Screening machines utilizing a plurality of frustum conical screens are well known. Early screening machines of this kind, for example German Auslegeschrift No. 12 32 005, incorporate frustro-screens which are stationary. The material to be seived is introduced substantially in the form of a suspension tangentially with a charging velocity that allows the suspension to follow a helical path on its decent along the internal screen surface. Also suggested were screening machines wherein a frustro-conical screen barrel was rotated. See, e.g. German Patent Specification No. 816,051. These prior screening machines, however, were not suitable for high throughputs of moist material.
In those cases where screening is difficult, such as large throughputs of moist material, special screening machines have been proposed which operate on the principle of high speed thin film (layer) screening. These machines are typically fitted with a movable elastic screening deck, a mechanically moved screening deck, or a special tapping device or the like.
For the achievement of high screening capacity, it is desirable that the screening deck provide vibratory motion over practically its entire surface. Dead zones or zones devoid of vibratory motion on screening deck surface is undesirable.

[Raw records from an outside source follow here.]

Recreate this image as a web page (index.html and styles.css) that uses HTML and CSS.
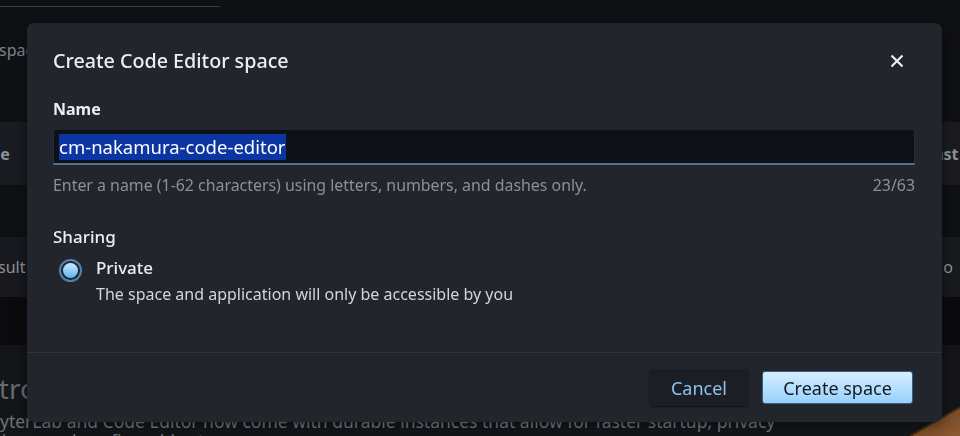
FILE: index.html
```html
<!DOCTYPE html>
<html lang="en">
<head>
<meta charset="utf-8">
<title>Create Code Editor space</title>
<link rel="stylesheet" href="styles.css">
</head>
<body>
<div class="page">
  <div class="topline"></div>
  <div class="heading-row"><span class="spaces">spaces</span></div>
  <div class="trow thead"><span class="c-name">Name</span><span class="c-last">Last modified</span></div>
  <div class="gap1"></div>
  <div class="trow tdata"><span class="c-result">Result</span><span class="c-last2">No</span></div>
  <div class="gap2"></div>
  <section class="intro">
    <div class="intro-text">
      <h2>Introducing</h2>
      <p>JupyterLab and Code Editor now come with durable instances that allow for faster startup, privacy options, and configurable storage</p>
    </div>
    <svg class="art" width="50" height="30" viewBox="0 0 50 30" aria-hidden="true">
      <defs>
        <linearGradient id="og" x1="0" y1="0" x2="1" y2="1">
          <stop offset="0" stop-color="#5e3a20"/>
          <stop offset="1" stop-color="#8f5a31"/>
        </linearGradient>
      </defs>
      <polygon points="0,30 50,1 50,30" fill="url(#og)"/>
      <line x1="0" y1="30" x2="50" y2="1" stroke="#3f2716" stroke-width="2"/>
    </svg>
  </section>
</div>

<div class="overlay">
  <div class="modal" role="dialog" aria-labelledby="mtitle">
    <div class="modal-header">
      <h1 id="mtitle">Create Code Editor space</h1>
      <button class="close" aria-label="Close">
        <svg width="14" height="14" viewBox="0 0 14 14"><path d="M1.5 1.5 L12.5 12.5 M12.5 1.5 L1.5 12.5" stroke="#eceef0" stroke-width="2.2" fill="none"/></svg>
      </button>
    </div>
    <div class="modal-body">
      <div class="field-label">Name</div>
      <div class="input"><span class="sel">cm-nakamura-code-editor</span></div>
      <div class="hint"><span>Enter a name (1-62 characters) using letters, numbers, and dashes only.</span><span>23/63</span></div>
      <div class="section-label">Sharing</div>
      <div class="radio-row">
        <span class="radio"><span class="dot"></span></span>
        <div>
          <div class="radio-label">Private</div>
          <div class="radio-desc">The space and application will only be accessible by you</div>
        </div>
      </div>
    </div>
    <div class="modal-footer">
      <button class="btn-cancel">Cancel</button>
      <button class="btn-primary">Create space</button>
    </div>
  </div>
</div>
</body>
</html>
```

FILE: styles.css
```css
html, body {
  margin: 0;
  padding: 0;
  width: 960px;
  height: 436px;
  overflow: hidden;
  background: #0f1014;
  font-family: "Noto Sans", "Open Sans", sans-serif;
}

.page {
  width: 1000px;
  margin-left: -40px;
}

.topline {
  margin-top: 6px;
  height: 1px;
  width: 260px;
  background: #3a3c42;
}

.heading-row {
  height: 115px;
  box-sizing: border-box;
  padding-top: 33px;
}

.spaces {
  display: block;
  padding-left: 39px;
  font-size: 16px;
  line-height: 20px;
  color: #7f838a;
}

.trow {
  display: flex;
  align-items: center;
  justify-content: space-between;
  white-space: nowrap;
  font-size: 16px;
  color: #8d9198;
}

.thead {
  height: 63px;
  background: #1a1b20;
  font-weight: 700;
}

.c-name { padding-left: 2px; }
.c-last { width: 35px; }

.gap1 { height: 52px; }

.tdata {
  height: 60px;
  background: #18191e;
}

.c-result { padding-left: 19px; }
.c-last2 { width: 29px; }

.gap2 {
  height: 48px;
  background: #0b0b0d;
}

.intro {
  height: 91px;
  background: #141519;
  display: flex;
  align-items: flex-end;
  overflow: hidden;
}

.intro-text {
  flex: 1;
  align-self: flex-start;
  padding-top: 25px;
}

.intro-text h2 {
  margin: 0;
  padding-left: 12px;
  font-size: 28px;
  line-height: 36px;
  font-weight: 400;
  color: #66696f;
}

.intro-text p {
  margin: 5px 0 0;
  padding-left: 14px;
  width: 850px;
  font-size: 17.5px;
  line-height: 20px;
  color: #6f737a;
}

.art {
  flex: none;
  display: block;
}

/* Modal */
.overlay {
  position: fixed;
  inset: 0;
  padding: 23px 18px 0 27px;
}

.modal {
  background: #23252d;
  border-radius: 7px;
  color: #e9ebed;
  box-shadow: 0 2px 12px rgba(0, 0, 0, 0.45);
}

.modal-header {
  display: flex;
  align-items: center;
  justify-content: space-between;
  padding: 24px 27px 0 26px;
}

.modal-header h1 {
  margin: 0;
  font-size: 19.7px;
  line-height: 28px;
  font-weight: 500;
  color: #eceef0;
}

.close {
  width: 24px;
  height: 24px;
  margin-right: 6px;
  padding: 0;
  border: 0;
  background: transparent;
  display: flex;
  align-items: center;
  justify-content: center;
}

.modal-body {
  padding: 0 27px 48px 26px;
}

.field-label {
  margin-top: 23px;
  font-size: 16px;
  line-height: 22px;
  font-weight: 700;
  color: #eceef0;
}

.input {
  margin-top: 9px;
  height: 36px;
  box-sizing: border-box;
  background: #101116;
  border: 1px solid #1a3046;
  border-top-color: #1c2633;
  border-bottom: 2px solid #56728e;
  padding-left: 5px;
  display: flex;
  align-items: center;
}

.sel {
  background: #0b35a3;
  color: #ffffff;
  font-size: 18.5px;
  line-height: 26px;
  padding-right: 1px;
}

.hint {
  margin-top: 10px;
  display: flex;
  justify-content: space-between;
  font-size: 15.9px;
  line-height: 20px;
  color: #8a9099;
}

.section-label {
  margin-top: 30px;
  font-size: 17px;
  line-height: 24px;
  font-weight: 500;
  color: #eceef0;
}

.radio-row {
  margin-top: 7px;
  display: flex;
  align-items: flex-start;
}

.radio {
  flex: none;
  width: 23px;
  height: 23px;
  box-sizing: border-box;
  margin: 3px 14px 0 6px;
  border: 2px solid #4f82ad;
  border-radius: 50%;
  display: flex;
  align-items: center;
  justify-content: center;
}

.dot {
  width: 15px;
  height: 15px;
  border-radius: 50%;
  background: linear-gradient(#cdeaff, #5db5f4);
}

.radio-label {
  font-size: 17px;
  line-height: 24px;
  font-weight: 500;
  color: #eceef0;
}

.radio-desc {
  margin-top: 4px;
  font-size: 16px;
  line-height: 20px;
  color: #d2d5da;
}

.modal-footer {
  border-top: 1px solid #30333b;
  padding: 16px 29px 16px 26px;
  display: flex;
  justify-content: flex-end;
  align-items: center;
  gap: 13px;
}

.btn-cancel {
  width: 100px;
  height: 37px;
  border: 0;
  border-radius: 4px;
  background: #1b1e25;
  box-shadow: 0 1px 2px rgba(0, 0, 0, 0.5);
  color: #8ec3ee;
  font-family: inherit;
  font-size: 18px;
  padding: 0;
}

.btn-primary {
  width: 151px;
  height: 33px;
  border: 1px solid #2f5f8a;
  border-radius: 3px;
  background: linear-gradient(#d6eeff, #98d1fd);
  color: #101a25;
  font-family: inherit;
  font-size: 18px;
  padding: 0;
}
```
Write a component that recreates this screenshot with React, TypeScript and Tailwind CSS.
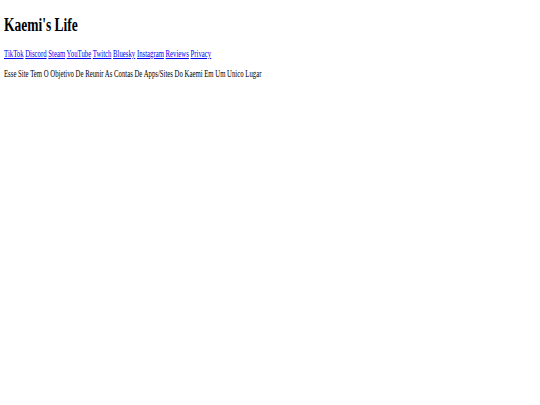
const links = ['TikTok', 'Discord', 'Steam', 'YouTube', 'Twitch', 'Bluesky', 'Instagram', 'Reviews', 'Privacy'];

export default function App() {
  return (
    <div className="min-h-screen bg-white px-[4px] pt-[3px] text-black font-['Liberation_Serif',serif]">
      {/* the page is drawn narrow: text is squeezed horizontally */}
      <h1 className="mt-[12px] mb-[12px] text-[18px] leading-[21px] font-bold origin-left scale-x-75">
        Kaemi's Life
      </h1>
      <nav className="my-[9px] text-[10px] leading-[11px] origin-left scale-x-[0.675]">
        {links.map((l, i) => (
          <span key={l}>
            <a href="#" className="text-[#0000ee] underline">{l}</a>
            {i < links.length - 1 ? ' ' : ''}
          </span>
        ))}
      </nav>
      <p className="my-[9px] text-[10px] leading-[11px] origin-left scale-x-[0.675]">
        Esse Site Tem O Objetivo De Reunir As Contas De Apps/Sites Do Kaemi Em Um Unico Lugar
      </p>
    </div>
  );
}
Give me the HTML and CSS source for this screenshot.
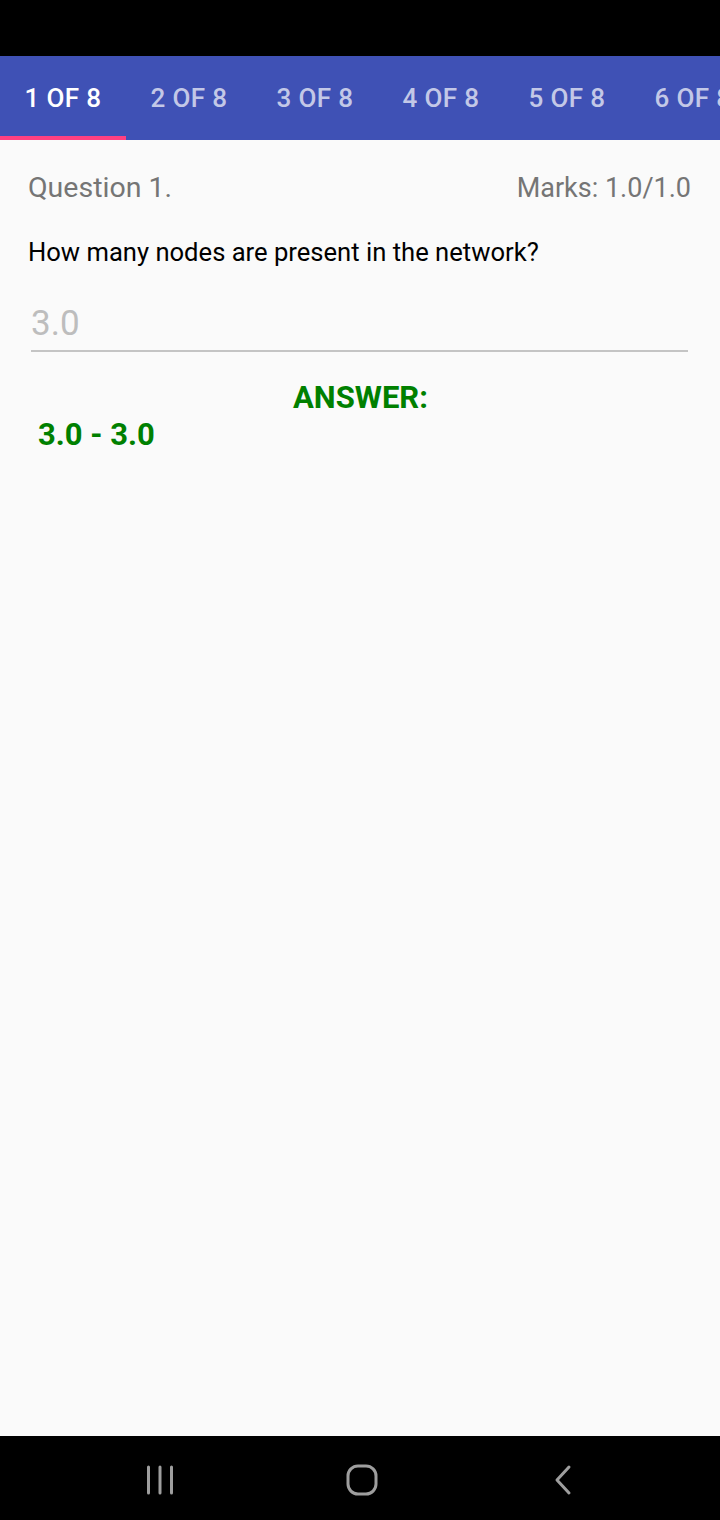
FILE: index.html
```html
<!DOCTYPE html>
<html>
<head>
<meta charset="utf-8">
<link rel="stylesheet" href="styles.css">
</head>
<body>
<div class="screen">
  <div class="status"></div>
  <div class="tabs">
    <div class="tab active">1 OF 8</div>
    <div class="tab">2 OF 8</div>
    <div class="tab">3 OF 8</div>
    <div class="tab">4 OF 8</div>
    <div class="tab">5 OF 8</div>
    <div class="tab">6 OF 8</div>
  </div>
  <div class="content">
    <div class="head-row">
      <span class="qnum">Question 1.</span>
      <span class="marks">Marks: 1.0/1.0</span>
    </div>
    <div class="qtext">How many nodes are present in the network?</div>
    <div class="field"><span class="field-val">3.0</span></div>
    <div class="answer-label">ANSWER:</div>
    <div class="answer-val">3.0 - 3.0</div>
  </div>
  <div class="navbar">
    <svg class="nav-icon" width="40" height="40" viewBox="0 0 40 40">
      <g stroke="#9e9e9e" stroke-width="3" stroke-linecap="round" fill="none">
        <line x1="8.5" y1="7" x2="8.5" y2="33"/>
        <line x1="20" y1="7" x2="20" y2="33"/>
        <line x1="31.5" y1="7" x2="31.5" y2="33"/>
      </g>
    </svg>
    <svg class="nav-icon" width="40" height="40" viewBox="0 0 40 40">
      <rect x="6" y="6" width="28" height="28" rx="10" ry="10" stroke="#9e9e9e" stroke-width="3" fill="none"/>
    </svg>
    <svg class="nav-icon" width="40" height="40" viewBox="0 0 40 40">
      <polyline points="25,7 13,20 25,33" stroke="#9e9e9e" stroke-width="3" stroke-linecap="round" stroke-linejoin="round" fill="none"/>
    </svg>
  </div>
</div>
</body>
</html>
```
FILE: styles.css
```css
* { box-sizing: border-box; }
html, body { margin: 0; padding: 0; }
body {
  width: 720px;
  height: 1520px;
  font-family: Roboto, "Noto Sans", sans-serif;
  background: #fafafa;
  overflow: hidden;
}
.screen {
  width: 720px;
  height: 1520px;
  display: flex;
  flex-direction: column;
}
.status {
  height: 56px;
  background: #000;
  flex: none;
}
.tabs {
  height: 84px;
  background: #3f51b5;
  display: flex;
  flex: none;
  overflow: hidden;
}
.tab {
  flex: none;
  width: 126px;
  display: flex;
  align-items: center;
  justify-content: center;
  font-size: 26px;
  font-weight: 500;
  letter-spacing: 0.4px;
  color: rgba(255,255,255,0.7);
  white-space: nowrap;
  border-bottom: 4px solid transparent;
  padding-top: 4px;
}
.tab.active {
  color: #fff;
  border-bottom-color: #ff4081;
}
.content {
  flex: 1;
  padding: 28px 29px 0 28px;
  display: flex;
  flex-direction: column;
}
.head-row {
  display: flex;
  justify-content: space-between;
  align-items: baseline;
  font-size: 28.5px;
  color: #757575;
  line-height: 40px;
}
.marks {
  font-size: 27px;
}
.qtext {
  margin-top: 29px;
  font-size: 25.6px;
  color: #000;
  line-height: 30px;
}
.field {
  margin: 35px 3px 0 3px;
  border-bottom: 2px solid #c4c4c4;
  height: 50px;
  font-size: 35px;
  color: #bdbdbd;
  line-height: 44px;
}
.answer-label {
  margin-top: 27px;
  text-align: center;
  font-size: 31px;
  font-weight: 700;
  color: #008000;
  line-height: 38px;
  padding-left: 2px;
}
.answer-val {
  margin-left: 10px;
  font-size: 31px;
  font-weight: 700;
  color: #008000;
  line-height: 36px;
}
.navbar {
  height: 84px;
  flex: none;
  background: #000;
  display: flex;
  align-items: center;
  justify-content: space-between;
  padding: 4px 136px 0 140px;
}
.nav-icon { display: block; }
```
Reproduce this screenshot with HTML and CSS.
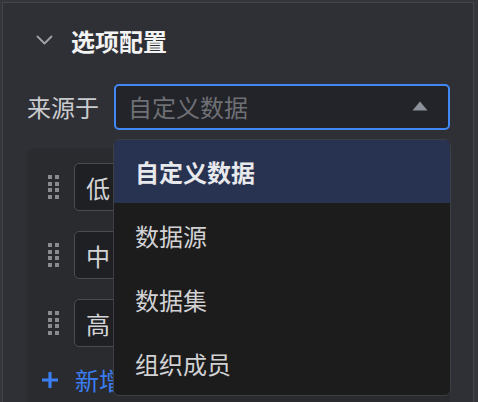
FILE: index.html
```html
<!DOCTYPE html>
<html lang="zh">
<head>
<meta charset="utf-8">
<link rel="stylesheet" href="styles.css">
</head>
<body>
<div class="panel">
  <div class="section-head">
    <svg class="chevron" width="17" height="10" viewBox="0 0 17 10"><path d="M1.5 1.5 L8.5 8.5 L15.5 1.5" fill="none" stroke="#a0a2a8" stroke-width="1.8" stroke-linecap="round" stroke-linejoin="round"/></svg>
    <span class="section-title">选项配置</span>
  </div>
  <div class="field-row">
    <label class="field-label">来源于</label>
    <div class="select-wrap">
      <div class="select">
        <span class="placeholder">自定义数据</span>
        <svg class="caret" width="16" height="10" viewBox="0 0 16 10"><path d="M8 0.5 L15.5 9.5 L0.5 9.5 Z" fill="#8b909b"/></svg>
      </div>
      <ul class="dropdown">
        <li class="option active">自定义数据</li>
        <li class="option">数据源</li>
        <li class="option">数据集</li>
        <li class="option">组织成员</li>
      </ul>
    </div>
  </div>
  <div class="options-card">
    <div class="opt-row"><span class="handle"><i></i><i></i><i></i><i></i><i></i><i></i><i></i><i></i></span><div class="opt-input">低</div></div>
    <div class="opt-row"><span class="handle"><i></i><i></i><i></i><i></i><i></i><i></i><i></i><i></i></span><div class="opt-input">中</div></div>
    <div class="opt-row"><span class="handle"><i></i><i></i><i></i><i></i><i></i><i></i><i></i><i></i></span><div class="opt-input">高</div></div>
    <div class="add-row">
      <svg class="plus" width="16" height="16" viewBox="0 0 16 16"><path d="M8 0 V16 M0 8 H16" stroke="#3b7ef2" stroke-width="3.2"/></svg>
      <span class="add-text">新增</span>
    </div>
  </div>
</div>
</body>
</html>
```

FILE: styles.css
```css
* { box-sizing: border-box; }
html, body { height: 100%; }
body {
  margin: 0;
  padding: 2px 4px 0 2px;
  background: #35363b;
  font-family: "Noto Sans CJK SC", "Noto Sans", sans-serif;
  overflow: hidden;
}
.panel {
  height: 100%;
  display: flex;
  flex-direction: column;
  background: #2f3035;
  border: 1px solid #44454a;
  border-bottom: none;
  padding: 16px 23px 0 24px;
}
.section-head {
  height: 44px;
  flex: none;
  display: flex;
  align-items: center;
  padding-left: 9px;
}
.chevron { display: block; margin-top: -2px; }
.section-title {
  margin-left: 18px;
  color: #f3f3f3;
  font-size: 24px;
  font-weight: 700;
  line-height: 1;
}
.field-row {
  margin-top: 21px;
  flex: none;
  display: flex;
  align-items: center;
  height: 46px;
}
.field-label {
  width: 87px;
  flex: none;
  color: #cacbce;
  font-size: 24px;
  line-height: 1;
}
.select-wrap {
  position: relative;
  flex: 1;
  height: 46px;
}
.select {
  height: 46px;
  border: 2px solid #4288f4;
  border-radius: 5px;
  background: #232429;
  display: flex;
  align-items: center;
  justify-content: space-between;
  padding: 0 20px 0 12px;
}
.placeholder {
  color: #6f7075;
  font-size: 24px;
  line-height: 1;
}
.caret { display: block; margin-top: -2px; }
.dropdown {
  position: absolute;
  z-index: 5;
  top: 55px;
  left: -1px;
  right: -1px;
  margin: 0;
  padding: 0;
  list-style: none;
  background: #1c1c1d;
  border: 1px solid #3e3f44;
  border-radius: 6px;
  overflow: hidden;
}
.option {
  height: 64px;
  display: flex;
  align-items: center;
  padding-left: 21px;
  color: #d2d2d4;
  font-size: 24px;
}
.option.active {
  height: 63px;
  background: #283351;
  color: #e8e9ec;
  font-weight: 700;
}
.options-card {
  margin-top: 18px;
  flex: 1;
  min-height: 0;
  overflow: hidden;
  background: #2a2b2f;
  border-radius: 7px 7px 0 0;
  padding: 15px 0 0 15px;
}
.opt-row {
  display: flex;
  align-items: center;
  height: 48px;
  margin-bottom: 20px;
  padding-left: 6px;
}
.handle {
  display: grid;
  grid-template-columns: 4px 4px;
  grid-auto-rows: 4px;
  column-gap: 3px;
  row-gap: 2.7px;
  width: 11px;
  flex: none;
}
.handle i {
  display: block;
  width: 4px;
  height: 4px;
  background: #8a8b90;
}
.opt-input {
  margin-left: 15px;
  width: 300px;
  height: 48px;
  border: 1.5px solid #4b4c51;
  border-radius: 5px;
  background: #1f2024;
  color: #d4d4d6;
  font-size: 24px;
  display: flex;
  align-items: center;
  padding-left: 11px;
}
.add-row {
  display: flex;
  align-items: center;
  height: 26px;
  margin-top: 2px;
}
.plus { display: block; }
.add-text {
  margin-left: 17px;
  color: #3b7ef2;
  font-size: 24px;
  line-height: 1;
}
```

One such device for providing high accelerations on vibratory screens was disclosed in German Patent Specification No. 12 06 372. That device included at least two screen frame systems which moved relative to one another. The grate bars meshed in pairs and were joined by screening deck elements that movably linked to the bars. The deck elements bridged the space between the bars which were spaced sufficiently far apart so as to allow their relative movement in relation to each other. The relative movement of the grate bars occurred at right angles to their length so as to produce therebetween zones of continuously varying widths. The screen positioned between the bars would alternate or vary in tension as a function of the properties, design and construction of the selected elastically stretchable screening sheets. The disadvantage of this device is the need for two opposing drive systems to produce the relative motion between adjacent bars to generate the so-called "springboard effect" or "trampoline effect" of the screen.
In German Auslegeshrift No. 21 03 098 there is disclosed a vibratory screen having a stretched screening deck of elastically stretchable material. The screen is held only at its edges which are at right angles to the conveying direction. Attached to the deck are transverse members which are driven together with the deck.
When such machines as those described are designed for high feed rates and throughputs, they tend to become extremely heavy so that correspondingly high static and dynamic loadings occur in the region of the support structure. These loadings are transmitted to the buildings in which they are housed creating difficult structural problems. Moreover, when the screening machines are fitted with positively moved elastic screening decks or screening sheets, optimum operation, especially where continuous operation is required, is not attained because their elaborate mechanical construction is subject to frequent breakdowns.
An improvement was proposed in such devices in German Patent Specification No. 1 757 423 where a screening machine having a substantially horizontally held nonrotating circular screen is disclosed which has imparted to it a substantially circular horizontal vibratory motion as well as a vertical vibratory component by means of an eccentric drive.
Notwithstanding the numerous types of screen devices proposed or available, few are capable of high throughputs of moist material. Those which are, have complicated mechanical components. Accordingly, it is an object of the present invention to provide a screening machine which can be constructed for the treatment at high throughput rates of moist charge material. It is a further object to provide such a machine which is relatively uncomplicated and requires only one drive system to achieve rapid vibratory motions or high accellerations of a screening deck. It is yet a further object to provide a machine in which a mass of material undergoing screening is kept as small as possible through high vibratory energy.